## begin MATERIAL TO PROCESS
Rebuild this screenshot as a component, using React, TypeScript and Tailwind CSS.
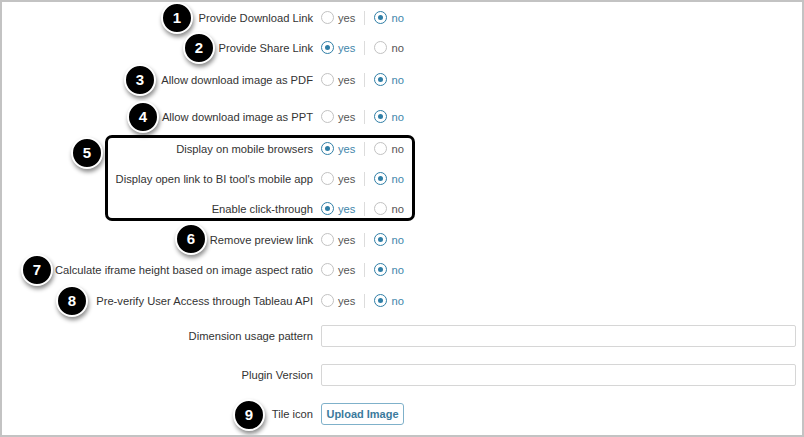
import React from 'react';

type Choice = 'yes' | 'no';

const Radio: React.FC<{ checked: boolean; label: string }> = ({ checked, label }) => (
  <span className="flex items-center gap-[4px]">
    <span
      className={
        checked
          ? 'flex h-[13px] w-[13px] items-center justify-center rounded-full border-[1.5px] border-[#2f7ea6] bg-white'
          : 'h-[13px] w-[13px] rounded-full border border-[#c2c2c2] bg-white'
      }
    >
      {checked && <span className="h-[5px] w-[5px] rounded-full bg-[#2f7ea6]" />}
    </span>
    <span className={checked ? 'text-[#3f86ab]' : 'text-[#555]'}>{label}</span>
  </span>
);

const YesNo: React.FC<{ value: Choice }> = ({ value }) => (
  <div className="flex items-center">
    <Radio checked={value === 'yes'} label="yes" />
    <span className="mx-[9px] h-[14px] w-px bg-[#dcdcdc]" />
    <Radio checked={value === 'no'} label="no" />
  </div>
);

const ToggleRow: React.FC<{ label: string; value: Choice; labelWidth: string; className?: string }> = ({
  label,
  value,
  labelWidth,
  className = 'h-[30px]',
}) => (
  <div className={`flex items-center ${className}`}>
    <div className={`${labelWidth} pr-[8px] text-right text-[#333]`}>{label}</div>
    <YesNo value={value} />
  </div>
);

const Badge: React.FC<{ n: number; x: number; y: number }> = ({ n, x, y }) => (
  <div
    className="absolute flex h-[32px] w-[32px] items-center justify-center rounded-full border-2 border-white bg-black text-[15px] font-bold text-white shadow-[1px_3px_4px_rgba(0,0,0,0.45)]"
    style={{ left: x - 18, top: y - 18 }}
  >
    {n}
  </div>
);

const badges = [
  { n: 1, x: 177, y: 18 },
  { n: 2, x: 199, y: 48 },
  { n: 3, x: 140, y: 80 },
  { n: 4, x: 143, y: 117 },
  { n: 5, x: 87, y: 153 },
  { n: 6, x: 191, y: 239 },
  { n: 7, x: 37, y: 270 },
  { n: 8, x: 72, y: 301 },
  { n: 9, x: 249, y: 415 },
];

export default function App() {
  return (
    <div className="h-[437px] w-[804px] overflow-hidden border-2 border-[#c3c3c3] bg-white font-['Liberation_Sans',Arial,sans-serif] text-[11.2px]">
      <div className="relative flex flex-col pt-[1px]">
        <ToggleRow label="Provide Download Link" value="no" labelWidth="w-[319px]" />
        <ToggleRow label="Provide Share Link" value="yes" labelWidth="w-[319px]" />
        <ToggleRow label="Allow download image as PDF" value="no" labelWidth="w-[319px]" className="mt-[2px] h-[30px]" />
        <ToggleRow label="Allow download image as PPT" value="no" labelWidth="w-[319px]" className="mt-[7px] h-[30px]" />

        <div className="ml-[103px] mt-[3px] flex w-[310px] flex-col gap-[12px] rounded-[7px] border-[3px] border-black pt-[2px]">
          <ToggleRow label="Display on mobile browsers" value="yes" labelWidth="w-[213px]" className="h-[18px]" />
          <ToggleRow label="Display open link to BI tool's mobile app" value="no" labelWidth="w-[213px]" className="h-[18px]" />
          <ToggleRow label="Enable click-through" value="yes" labelWidth="w-[213px]" className="h-[18px]" />
        </div>

        <ToggleRow label="Remove preview link" value="no" labelWidth="w-[319px]" className="mt-[4px] h-[30px]" />
        <ToggleRow label="Calculate iframe height based on image aspect ratio" value="no" labelWidth="w-[319px]" />
        <ToggleRow label="Pre-verify User Access through Tableau API" value="no" labelWidth="w-[319px]" className="mt-[1px] h-[30px]" />

        <div className="mt-[9px] flex h-[22px] items-center">
          <div className="w-[319px] pr-[8px] text-right text-[#333]">Dimension usage pattern</div>
          <input className="h-[22px] w-[475px] rounded-[2px] border border-[#d6d6d6] bg-white px-2 outline-none" />
        </div>
        <div className="mt-[17px] flex h-[22px] items-center">
          <div className="w-[319px] pr-[8px] text-right text-[#333]">Plugin Version</div>
          <input className="h-[22px] w-[475px] rounded-[2px] border border-[#d6d6d6] bg-white px-2 outline-none" />
        </div>
        <div className="mt-[17px] flex h-[22px] items-center">
          <div className="w-[319px] pr-[8px] text-right text-[#333]">Tile icon</div>
          <button className="h-[22px] w-[83px] rounded-[3px] border border-[#7fb1ca] bg-white text-[11px] font-bold text-[#3b7a9c]">
            Upload Image
          </button>
        </div>

        {badges.map((b) => (
          <Badge key={b.n} n={b.n} x={b.x} y={b.y} />
        ))}
      </div>
    </div>
  );
}
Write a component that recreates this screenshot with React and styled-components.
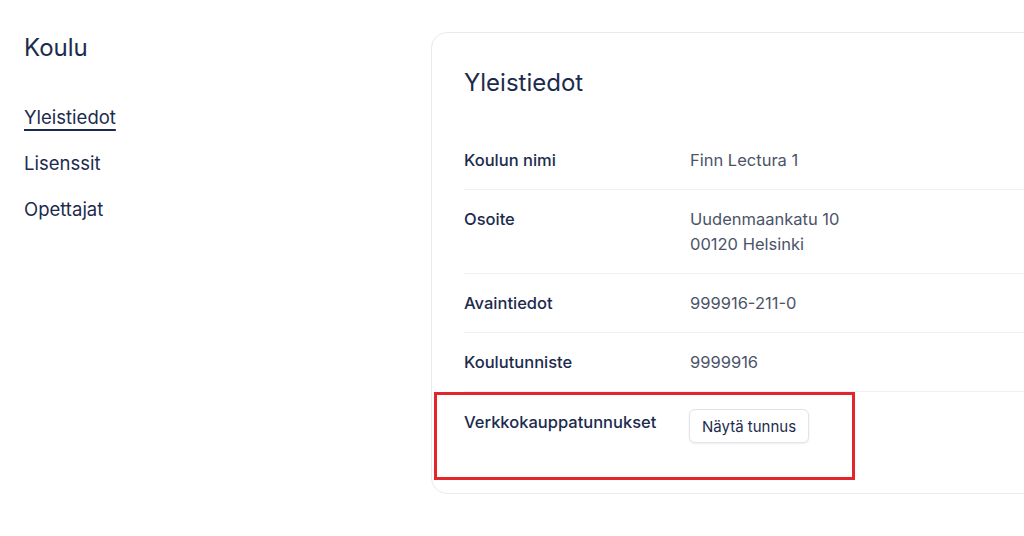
import * as React from 'react';
import styled, { createGlobalStyle } from 'styled-components';

const GlobalStyle = createGlobalStyle`
  html, body {
    margin: 0;
    padding: 0;
    background: #ffffff;
  }
  body {
    font-family: Inter, 'Noto Sans', Arial, sans-serif;
    color: #1c2b4d;
  }
`;

const SPage = styled.div`
  display: flex;
  width: 1024px;
  height: 536px;
  overflow: hidden;
`;

const SSidebar = styled.aside`
  flex: 0 0 431px;
  box-sizing: border-box;
  padding: 32px 0 0 24px;
`;

const SPageTitle = styled.h1`
  margin: 0;
  font-size: 24px;
  line-height: 32px;
  font-weight: 400;
  color: #1c2b4d;
`;

const SNav = styled.nav`
  display: flex;
  flex-direction: column;
  align-items: flex-start;
  gap: 18px;
  margin-top: 39px;
`;

const SNavLink = styled.a`
  font-size: 18.5px;
  line-height: 28px;
  color: #1c2b4d;
  text-decoration: ${({ active }) => (active ? 'underline' : 'none')};
  text-decoration-thickness: 2px;
  text-underline-offset: 5px;
  cursor: pointer;
`;

const SCard = styled.section`
  flex: 0 0 680px;
  align-self: flex-start;
  margin-top: 32px;
  box-sizing: border-box;
  padding: 34px 0 33px 32px;
  border: 1px solid #e8eaee;
  border-radius: 16px;
`;

const SCardTitle = styled.h2`
  margin: 0 0 32px;
  font-size: 24px;
  line-height: 32px;
  font-weight: 400;
  color: #1c2b4d;
`;

const SRow = styled.div`
  position: relative;
  display: flex;
  align-items: flex-start;
  padding: ${({ last }) => (last ? '17px 0' : '17px 0 16px')};
  border-bottom: ${({ last }) => (last ? 'none' : '1px solid #eef0f4')};
`;

const SLabel = styled.div`
  flex: 0 0 226px;
  font-size: 16.5px;
  line-height: 25px;
  font-weight: 500;
  color: #1c2b4d;
  padding-top: ${({ last }) => (last ? '1px' : '0')};
`;

const SValue = styled.div`
  font-size: 16.5px;
  line-height: 25px;
  color: #4b5468;
`;

const SButton = styled.button`
  height: 34px;
  padding: 0 12px;
  margin-left: -1px;
  font-family: inherit;
  font-size: 15px;
  color: #1c2b4d;
  background: #ffffff;
  border: 1px solid #e1e4ea;
  border-radius: 6px;
  box-shadow: 0 1px 2px rgba(20, 30, 60, 0.08);
  cursor: pointer;
`;

const SHighlight = styled.div`
  position: absolute;
  left: -30px;
  top: 0;
  width: 421px;
  height: 88px;
  box-sizing: border-box;
  border: 3px solid #e3262c;
  pointer-events: none;
`;

const rows = [
  { label: 'Koulun nimi', value: ['Finn Lectura 1'] },
  { label: 'Osoite', value: ['Uudenmaankatu 10', '00120 Helsinki'] },
  { label: 'Avaintiedot', value: ['999916-211-0'] },
  { label: 'Koulutunniste', value: ['9999916'] },
];

const App = () => (
  <>
    <GlobalStyle />
    <SPage>
      <SSidebar>
        <SPageTitle>Koulu</SPageTitle>
        <SNav>
          <SNavLink active>Yleistiedot</SNavLink>
          <SNavLink>Lisenssit</SNavLink>
          <SNavLink>Opettajat</SNavLink>
        </SNav>
      </SSidebar>
      <SCard>
        <SCardTitle>Yleistiedot</SCardTitle>
        {rows.map((row) => (
          <SRow key={row.label}>
            <SLabel>{row.label}</SLabel>
            <SValue>
              {row.value.map((line) => (
                <div key={line}>{line}</div>
              ))}
            </SValue>
          </SRow>
        ))}
        <SRow last>
          <SLabel last>Verkkokauppatunnukset</SLabel>
          <SButton>Näytä tunnus</SButton>
          <SHighlight />
        </SRow>
      </SCard>
    </SPage>
  </>
);

export default App;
## end MATERIAL TO PROCESS
■ **WHAT IS NEEDED**:
Reproduce the material above from its first line through the line containing "type Choice = 'yes' | 'no';", both ends included, and skip every picture.

■ **SOLUTION BELOW**:
Rebuild this screenshot as a component, using React, TypeScript and Tailwind CSS.
import React from 'react';

type Choice = 'yes' | 'no';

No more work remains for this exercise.